Militarily, Taliban have gathered strength over the past two years, carrying out major attacks in Kabul and taking over swaths of territory for the first time since being ousted during the 2001 US-led military intervention. The United States has continued to provide air power and other military support to Kabul, preventing the Taliban from taking making more ground, and or holding it under their control for long duration. Taliban would face a dilemma, whether to remain part of a process that does not hold any real promise for reconciliation and risk losing volunteer fighters.

A former Taliban leader recently opined: “Some Taliban favour [direct] talks with the Americans because the key to resolving the Afghan conundrum rests with the United States.” The Taliban have long been seeking direct talks with the United States to discuss a timeframe for the withdrawal of foreign troops from Afghanistan. “Since the Americans had toppled our government and the invading forces are still stationed in Afghanistan; therefore we would like to have talks with them first,” another Taliban leader stated.
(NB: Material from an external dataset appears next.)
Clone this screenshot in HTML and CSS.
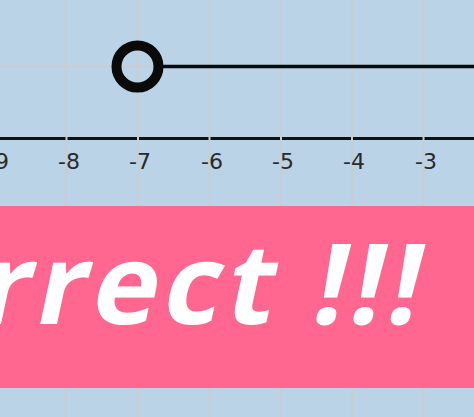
FILE: index.html
```html
<!DOCTYPE html>
<html>
<head>
<meta charset="utf-8">
<link rel="stylesheet" href="styles.css">
</head>
<body>
<div class="board">
  <svg class="plot" width="474" height="206" viewBox="0 0 474 206">
    <g class="axis">
      <line x1="0" y1="138.5" x2="65.5" y2="138.5"/>
      <line x1="67.5" y1="138.5" x2="137" y2="138.5"/>
      <line x1="139" y1="138.5" x2="208.5" y2="138.5"/>
      <line x1="210.5" y1="138.5" x2="280" y2="138.5"/>
      <line x1="282" y1="138.5" x2="351" y2="138.5"/>
      <line x1="353" y1="138.5" x2="422.5" y2="138.5"/>
      <line x1="424.5" y1="138.5" x2="474" y2="138.5"/>
    </g>
    <g class="labels">
      <text x="-2" y="169">-9</text>
      <text x="69" y="169">-8</text>
      <text x="140" y="169">-7</text>
      <text x="212" y="169">-6</text>
      <text x="283" y="169">-5</text>
      <text x="354" y="169">-4</text>
      <text x="426" y="169">-3</text>
    </g>
    <line class="ray" x1="160" y1="66.5" x2="474" y2="66.5"/>
    <circle class="point" cx="137.5" cy="66.5" r="21"/>
  </svg>
  <div class="banner">
    <span class="message">Incorrect !!!</span>
  </div>
</div>
</body>
</html>
```
FILE: styles.css
```css
html, body {
  margin: 0;
  padding: 0;
}
body {
  width: 474px;
  height: 417px;
  overflow: hidden;
  background: #bad3e7;
}
.board {
  width: 474px;
  height: 417px;
  overflow: hidden;
  background-color: #bad3e7;
  background-image:
    linear-gradient(to right, #c9cdd2 0, #c9cdd2 2px, transparent 2px),
    linear-gradient(to bottom, #c9cdd2 0, #c9cdd2 2px, transparent 2px);
  background-size: 71.4px 71.4px;
  background-position: 65.5px 65.5px;
}
.plot {
  display: block;
}
.axis line {
  stroke: #111;
  stroke-width: 3;
}
.labels text {
  font-family: "DejaVu Sans", "Liberation Sans", sans-serif;
  font-size: 22px;
  fill: #2a2a2a;
  text-anchor: middle;
}
.ray {
  stroke: #0a0a0a;
  stroke-width: 3.5;
}
.point {
  fill: none;
  stroke: #0a0a0a;
  stroke-width: 10;
}
.banner {
  height: 182px;
  background: #ff6690;
  display: flex;
  align-items: center;
  justify-content: flex-end;
  padding-right: 52px;
  overflow: visible;
}
.message {
  display: inline-block;
  font-family: "Open Sans", "DejaVu Sans", sans-serif;
  font-weight: 700;
  font-style: normal;
  font-size: 112px;
  line-height: 112px;
  letter-spacing: 5px;
  color: #ffffff;
  white-space: nowrap;
  margin-top: -32px;
  transform: skewX(-12deg);
  transform-origin: 50% 80%;
}
```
There is no immediate prospect for any significant development in reconciliation endeavours. But for both sides so much is at stake in terms of whether each side would be able to demonstrate to the people and to the world that it has achieved a degree of success at the expense of the other. It is unclear where the current fight and talk strategy would lead. Unless a breakthrough is reached in the form of a sustainable ceasefire, the process may soon fizzle out like many previous initiatives. Abdullah-Ghani rift could add to stalemating the Doha or any other peace process.